BRICKLAYERS & ALLIED CRAFTSMEN LOCAL UNION NUMBER 3 v. UNION STONE, INC.
United States District Court, District of Rhode Island (2013)
Facts
- The Bricklayers and Allied Craftsmen Local Union No. 3 ("Local 3") filed a lawsuit to enforce a labor arbitration award of $156,867 against Union Stone, Inc. after the company failed to make the required payment.
- Local 3 also named Nuzzo Campion Stone Enterprises, Inc. as a defendant, claiming that it was the alter ego of Union Stone or that both companies operated as a single employer.
- Nuzzo's motion to dismiss for lack of proper service and subject matter jurisdiction was previously denied.
- The case was then presented to the court on Union Stone's motion to dismiss based on the argument that the arbitration award was barred by a statute of repose, as Union Stone's corporate charter had been revoked more than two years prior to the award.
- Local 3 also sought to amend the complaint to include a claim against David Corriveault, Union Stone's sole shareholder.
- The procedural history included Local 3's initial complaint, the motions filed by both defendants, and the court's decision to treat Union Stone's motion as one for summary judgment due to the inclusion of materials outside the pleadings.
Issue
- The issues were whether the arbitration award was barred by the statute of repose and whether Local 3 had sufficiently alleged an alter ego or single employer claim against Nuzzo.
Holding — Lisi, C.J.
- The U.S. District Court for the District of Rhode Island held that Union Stone's motion to dismiss was denied, and Local 3's motion to amend the complaint to include a claim against David Corriveault was granted.
Rule
- A corporation may be liable for debts incurred after its charter is revoked if it continues to conduct business without proper authority.
Reasoning
- The U.S. District Court for the District of Rhode Island reasoned that there were sufficient material facts in dispute regarding Union Stone's business operations after its corporate charter was revoked, which precluded granting Union Stone’s motion to dismiss.
- The court noted that Local 3 had provided evidence suggesting that Union Stone continued to conduct business for years following the revocation of its charter, raising questions about the applicability of the statute of repose.
- Furthermore, the court found that Local 3's allegations regarding the relationship between Union Stone and Nuzzo were sufficient to withstand Union Stone's motion, as they indicated that both companies were owned and operated by the same individuals.
- Regarding the motion to amend, the court determined that Local 3's proposed amendments were appropriate given the circumstances and relevant legal standards, allowing for claims against Corriveault based on his actions as the sole shareholder of Union Stone.

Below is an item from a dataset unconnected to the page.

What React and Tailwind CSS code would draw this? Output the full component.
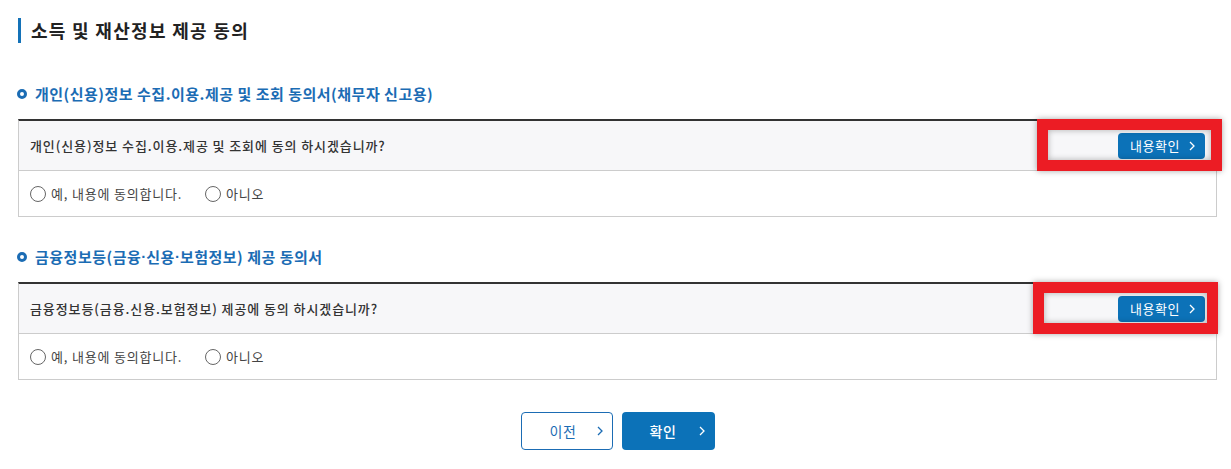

Deep Dive: How the Court Reached Its Decision
Statute of Repose
The court examined Union Stone's argument that the Arbitration Award was barred by the statute of repose due to the revocation of its corporate charter. It noted that Rhode Island law provided for a two-year statute of repose following the dissolution of a corporation, which was intended to protect individuals from claims once a corporation ceased to exist legally. However, the court found that the evidence presented by Local 3 indicated that Union Stone continued to conduct business in Rhode Island long after its charter was revoked in 2008. This ongoing business activity raised questions about whether the statute of repose applied in this situation, as the statute typically protects corporations that have been formally dissolved rather than those that merely have had their charters revoked. The court acknowledged that there were genuine issues of material fact regarding Union Stone's status, which precluded the dismissal of the complaint based solely on the statute of repose. Furthermore, it highlighted that Union Stone had not filed for dissolution, and thus, the applicability of the statute of repose remained uncertain. The court ultimately determined that these factual disputes warranted a denial of Union Stone's motion to dismiss.
Alter Ego and Single Employer Claims
The court evaluated Local 3's allegations that Union Stone and Nuzzo were alter egos or operated as a single employer, which were essential to the claims against Nuzzo. It noted that Local 3's complaint provided specific assertions that both companies were owned, managed, and operated by the same individuals, thereby supporting the alter ego theory. Additionally, the court referenced the Arbitration Award, which had previously found that Nuzzo was an alter ego of Union Stone, suggesting that these matters had already been established in prior proceedings. The court concluded that Local 3's allegations were sufficient to put both Union Stone and Nuzzo on notice of the claims against them. Consequently, the court found that the relationship between the two companies remained a factual dispute that could not be resolved through a motion to dismiss. It affirmed that the nature of their relationship required further examination, thus allowing Local 3's claims to proceed without dismissal.
Motion to Amend the Complaint
In addressing Local 3's motion to amend the complaint to include claims against David Corriveault, the court considered whether the proposed amendments were justified under the circumstances. It recognized that the proposed amendments sought to hold Corriveault personally liable for the debts incurred by Union Stone after its corporate charter was revoked. The court highlighted that Rhode Island law imposes personal liability on individuals who act on behalf of a corporation that lacks legal authority to do so. The court determined that Local 3's allegations indicated that Corriveault managed Union Stone during the relevant periods, thus establishing a basis for potential liability. Furthermore, since the proposed amendments did not demonstrate undue delay or bad faith, the court concluded that justice required granting the motion to amend the complaint. As a result, it allowed Local 3 to include claims against Corriveault, thereby expanding the scope of the case to address the ongoing business activities of Union Stone and the direct involvement of its sole shareholder.
Conclusion
The court's ruling emphasized the importance of addressing both the factual disputes concerning Union Stone's corporate status and the legal implications of its operations following the revocation of its charter. By denying Union Stone's motion to dismiss, the court recognized that significant questions remained regarding the application of the statute of repose and the nature of its business activities. Additionally, it upheld Local 3's ability to pursue claims against Nuzzo based on the alleged alter ego relationship, affirming the validity of the claims presented. Finally, the court supported Local 3's motion to amend the complaint, recognizing the need to hold individuals accountable for corporate actions taken without proper authority. This decision underscored the court's commitment to ensuring that justice was served by allowing all relevant claims to be explored fully in the ensuing litigation.